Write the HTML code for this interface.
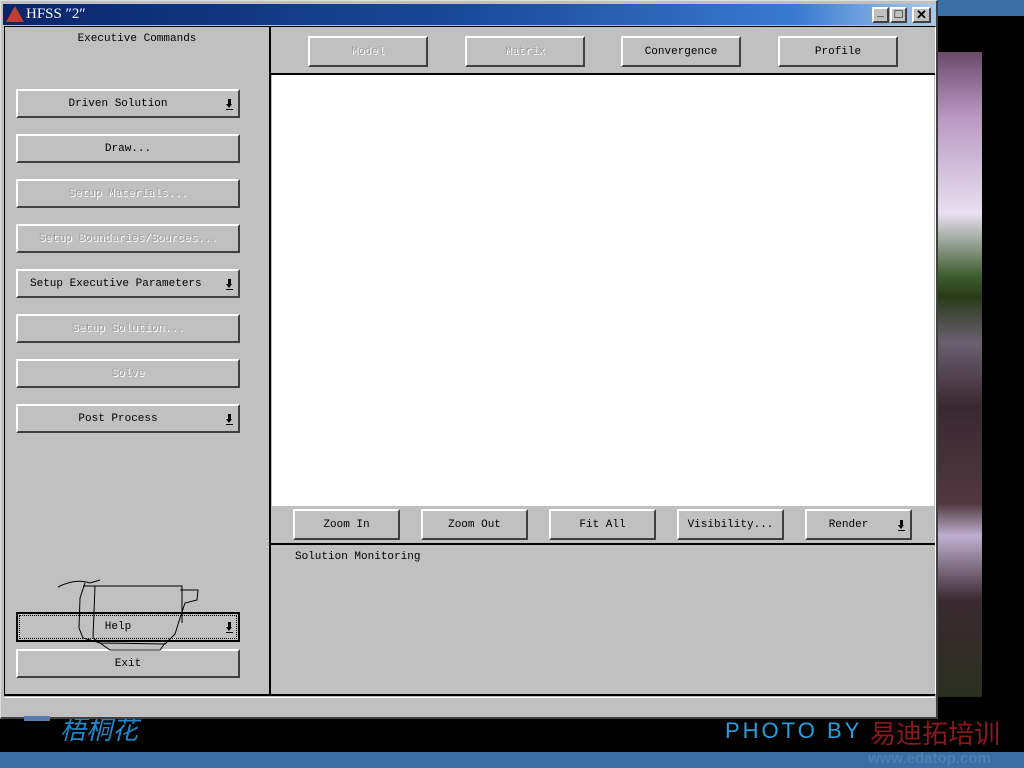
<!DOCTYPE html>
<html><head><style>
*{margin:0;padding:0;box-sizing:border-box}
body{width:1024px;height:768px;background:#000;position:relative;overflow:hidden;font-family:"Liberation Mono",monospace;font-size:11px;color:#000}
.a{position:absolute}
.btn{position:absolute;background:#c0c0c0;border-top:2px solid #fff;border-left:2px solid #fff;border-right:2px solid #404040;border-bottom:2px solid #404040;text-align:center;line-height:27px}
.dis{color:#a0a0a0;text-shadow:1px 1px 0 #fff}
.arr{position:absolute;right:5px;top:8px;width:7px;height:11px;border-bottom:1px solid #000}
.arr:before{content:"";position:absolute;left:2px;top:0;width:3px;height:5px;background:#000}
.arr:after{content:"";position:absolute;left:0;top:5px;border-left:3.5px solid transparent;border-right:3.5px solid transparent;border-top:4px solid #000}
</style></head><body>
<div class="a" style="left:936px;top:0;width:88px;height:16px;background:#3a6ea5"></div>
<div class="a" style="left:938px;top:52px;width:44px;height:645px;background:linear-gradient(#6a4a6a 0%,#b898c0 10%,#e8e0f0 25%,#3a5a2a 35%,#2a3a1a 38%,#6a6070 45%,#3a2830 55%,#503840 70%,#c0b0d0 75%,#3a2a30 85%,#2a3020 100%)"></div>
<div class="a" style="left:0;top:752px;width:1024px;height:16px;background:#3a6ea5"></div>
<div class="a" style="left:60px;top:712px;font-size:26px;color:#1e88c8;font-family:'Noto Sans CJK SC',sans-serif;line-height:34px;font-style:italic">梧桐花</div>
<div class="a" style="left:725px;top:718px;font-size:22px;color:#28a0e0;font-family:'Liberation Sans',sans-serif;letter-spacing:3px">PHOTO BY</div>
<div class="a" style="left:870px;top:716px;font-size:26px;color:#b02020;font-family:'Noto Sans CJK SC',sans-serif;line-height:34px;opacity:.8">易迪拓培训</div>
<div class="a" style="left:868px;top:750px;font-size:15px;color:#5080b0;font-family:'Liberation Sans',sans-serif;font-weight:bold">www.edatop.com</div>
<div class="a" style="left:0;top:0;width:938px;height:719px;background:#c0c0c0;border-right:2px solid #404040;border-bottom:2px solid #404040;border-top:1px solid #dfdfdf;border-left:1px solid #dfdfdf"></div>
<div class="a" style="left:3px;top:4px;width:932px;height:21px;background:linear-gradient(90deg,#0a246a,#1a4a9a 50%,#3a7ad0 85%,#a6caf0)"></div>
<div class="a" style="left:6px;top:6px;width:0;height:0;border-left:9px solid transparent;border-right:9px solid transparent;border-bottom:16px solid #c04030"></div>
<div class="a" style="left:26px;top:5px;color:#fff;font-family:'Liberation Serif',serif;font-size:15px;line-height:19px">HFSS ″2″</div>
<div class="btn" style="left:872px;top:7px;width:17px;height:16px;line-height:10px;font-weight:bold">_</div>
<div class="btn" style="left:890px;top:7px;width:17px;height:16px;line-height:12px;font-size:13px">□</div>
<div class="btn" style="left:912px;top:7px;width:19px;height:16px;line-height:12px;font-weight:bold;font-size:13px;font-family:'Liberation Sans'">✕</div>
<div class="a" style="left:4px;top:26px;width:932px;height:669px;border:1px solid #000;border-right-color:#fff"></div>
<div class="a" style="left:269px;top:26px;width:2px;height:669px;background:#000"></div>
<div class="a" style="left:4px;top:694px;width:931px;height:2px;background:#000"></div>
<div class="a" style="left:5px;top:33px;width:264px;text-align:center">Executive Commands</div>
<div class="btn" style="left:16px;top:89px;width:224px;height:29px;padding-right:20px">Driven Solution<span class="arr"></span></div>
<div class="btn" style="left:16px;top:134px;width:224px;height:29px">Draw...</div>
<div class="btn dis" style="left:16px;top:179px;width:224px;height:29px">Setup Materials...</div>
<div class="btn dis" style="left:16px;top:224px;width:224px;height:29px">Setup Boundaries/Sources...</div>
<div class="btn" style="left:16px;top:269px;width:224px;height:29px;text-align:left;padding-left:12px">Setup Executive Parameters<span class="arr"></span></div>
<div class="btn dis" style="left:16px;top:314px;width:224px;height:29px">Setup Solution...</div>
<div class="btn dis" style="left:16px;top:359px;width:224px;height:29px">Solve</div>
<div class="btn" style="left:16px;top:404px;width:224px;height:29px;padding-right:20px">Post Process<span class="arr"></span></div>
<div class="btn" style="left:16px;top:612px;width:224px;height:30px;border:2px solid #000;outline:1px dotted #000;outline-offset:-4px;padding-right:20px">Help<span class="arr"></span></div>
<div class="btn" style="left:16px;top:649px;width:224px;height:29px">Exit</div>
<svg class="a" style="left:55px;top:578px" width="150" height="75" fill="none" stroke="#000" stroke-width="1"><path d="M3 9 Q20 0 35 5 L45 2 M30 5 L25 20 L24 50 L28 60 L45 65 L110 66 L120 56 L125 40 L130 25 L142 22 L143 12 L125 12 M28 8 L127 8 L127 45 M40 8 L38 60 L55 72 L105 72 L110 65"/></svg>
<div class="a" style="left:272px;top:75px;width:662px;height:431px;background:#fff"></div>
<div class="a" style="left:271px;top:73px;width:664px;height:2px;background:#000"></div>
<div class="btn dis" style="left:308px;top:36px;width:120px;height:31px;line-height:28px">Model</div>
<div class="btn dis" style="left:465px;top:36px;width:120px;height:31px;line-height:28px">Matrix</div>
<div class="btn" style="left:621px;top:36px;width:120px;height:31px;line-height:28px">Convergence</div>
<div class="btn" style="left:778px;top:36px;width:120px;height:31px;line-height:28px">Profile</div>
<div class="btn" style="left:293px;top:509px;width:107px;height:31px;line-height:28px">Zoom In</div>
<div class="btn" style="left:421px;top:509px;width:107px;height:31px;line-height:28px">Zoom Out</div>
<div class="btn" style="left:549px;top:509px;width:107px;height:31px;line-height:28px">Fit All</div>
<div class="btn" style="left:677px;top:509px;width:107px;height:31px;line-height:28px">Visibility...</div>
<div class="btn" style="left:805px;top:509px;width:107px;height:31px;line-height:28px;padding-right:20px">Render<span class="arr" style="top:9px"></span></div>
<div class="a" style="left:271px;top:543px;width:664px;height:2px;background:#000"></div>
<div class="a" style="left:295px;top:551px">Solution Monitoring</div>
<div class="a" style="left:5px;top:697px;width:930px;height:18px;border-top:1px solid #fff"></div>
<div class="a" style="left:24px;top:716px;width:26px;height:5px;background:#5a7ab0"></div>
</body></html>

○ ○ ○ ○

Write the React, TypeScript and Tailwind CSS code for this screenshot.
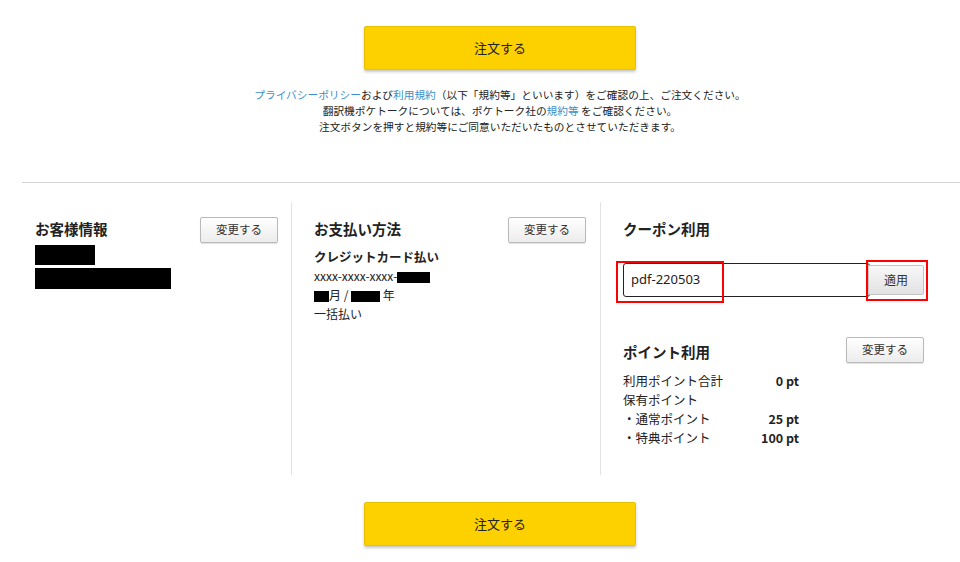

○ ○ ○ ○

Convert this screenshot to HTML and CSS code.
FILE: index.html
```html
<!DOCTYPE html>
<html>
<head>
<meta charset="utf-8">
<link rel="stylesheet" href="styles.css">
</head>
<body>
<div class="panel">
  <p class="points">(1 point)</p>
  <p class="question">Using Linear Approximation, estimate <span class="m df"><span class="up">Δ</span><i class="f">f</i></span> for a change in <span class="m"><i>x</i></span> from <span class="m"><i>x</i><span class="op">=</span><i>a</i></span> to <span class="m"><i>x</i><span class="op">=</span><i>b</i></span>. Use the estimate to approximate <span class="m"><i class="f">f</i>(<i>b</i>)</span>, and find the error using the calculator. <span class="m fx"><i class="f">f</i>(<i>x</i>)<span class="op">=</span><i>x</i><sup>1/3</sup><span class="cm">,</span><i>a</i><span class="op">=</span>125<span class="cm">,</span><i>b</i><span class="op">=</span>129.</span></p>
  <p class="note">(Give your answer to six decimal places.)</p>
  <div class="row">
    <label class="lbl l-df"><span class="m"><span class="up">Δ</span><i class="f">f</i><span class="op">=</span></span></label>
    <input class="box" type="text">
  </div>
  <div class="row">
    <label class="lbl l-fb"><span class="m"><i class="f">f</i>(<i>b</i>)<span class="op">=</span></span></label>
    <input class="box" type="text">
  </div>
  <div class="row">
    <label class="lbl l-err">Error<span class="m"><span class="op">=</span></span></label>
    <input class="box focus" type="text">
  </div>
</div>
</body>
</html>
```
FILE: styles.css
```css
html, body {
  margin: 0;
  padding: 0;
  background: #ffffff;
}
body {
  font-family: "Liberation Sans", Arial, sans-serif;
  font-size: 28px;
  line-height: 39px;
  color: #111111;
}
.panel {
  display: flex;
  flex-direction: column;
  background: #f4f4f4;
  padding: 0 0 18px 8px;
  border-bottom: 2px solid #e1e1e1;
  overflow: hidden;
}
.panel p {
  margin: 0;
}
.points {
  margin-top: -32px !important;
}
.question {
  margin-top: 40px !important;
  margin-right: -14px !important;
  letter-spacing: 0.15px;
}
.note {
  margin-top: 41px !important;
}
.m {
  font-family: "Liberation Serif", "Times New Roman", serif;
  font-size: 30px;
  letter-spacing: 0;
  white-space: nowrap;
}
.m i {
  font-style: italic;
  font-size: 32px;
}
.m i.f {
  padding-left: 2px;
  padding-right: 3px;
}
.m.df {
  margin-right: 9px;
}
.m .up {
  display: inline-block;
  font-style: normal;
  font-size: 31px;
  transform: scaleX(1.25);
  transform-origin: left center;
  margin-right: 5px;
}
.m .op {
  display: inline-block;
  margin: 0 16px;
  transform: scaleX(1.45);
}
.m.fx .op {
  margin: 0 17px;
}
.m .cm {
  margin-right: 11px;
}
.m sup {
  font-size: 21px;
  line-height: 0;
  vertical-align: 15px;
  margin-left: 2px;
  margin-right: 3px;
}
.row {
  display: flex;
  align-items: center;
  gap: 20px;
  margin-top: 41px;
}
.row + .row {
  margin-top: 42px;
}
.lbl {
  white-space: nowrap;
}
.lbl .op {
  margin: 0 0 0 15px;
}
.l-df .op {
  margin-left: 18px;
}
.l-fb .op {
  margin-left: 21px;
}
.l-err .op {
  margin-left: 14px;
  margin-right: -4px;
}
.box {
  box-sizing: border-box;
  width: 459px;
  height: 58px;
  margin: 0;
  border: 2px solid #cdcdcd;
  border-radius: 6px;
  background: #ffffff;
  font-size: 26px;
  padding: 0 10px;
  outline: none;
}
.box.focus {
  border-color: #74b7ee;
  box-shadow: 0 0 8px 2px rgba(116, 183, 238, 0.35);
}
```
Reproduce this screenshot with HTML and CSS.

○ ○ ○ ○

(WRITTEN TASK): List all lines holding the string "this".

(WRITTEN ANSWER):
Write the HTML code for this interface.
Write the React, TypeScript and Tailwind CSS code for this screenshot.
Convert this screenshot to HTML and CSS code.
Reproduce this screenshot with HTML and CSS.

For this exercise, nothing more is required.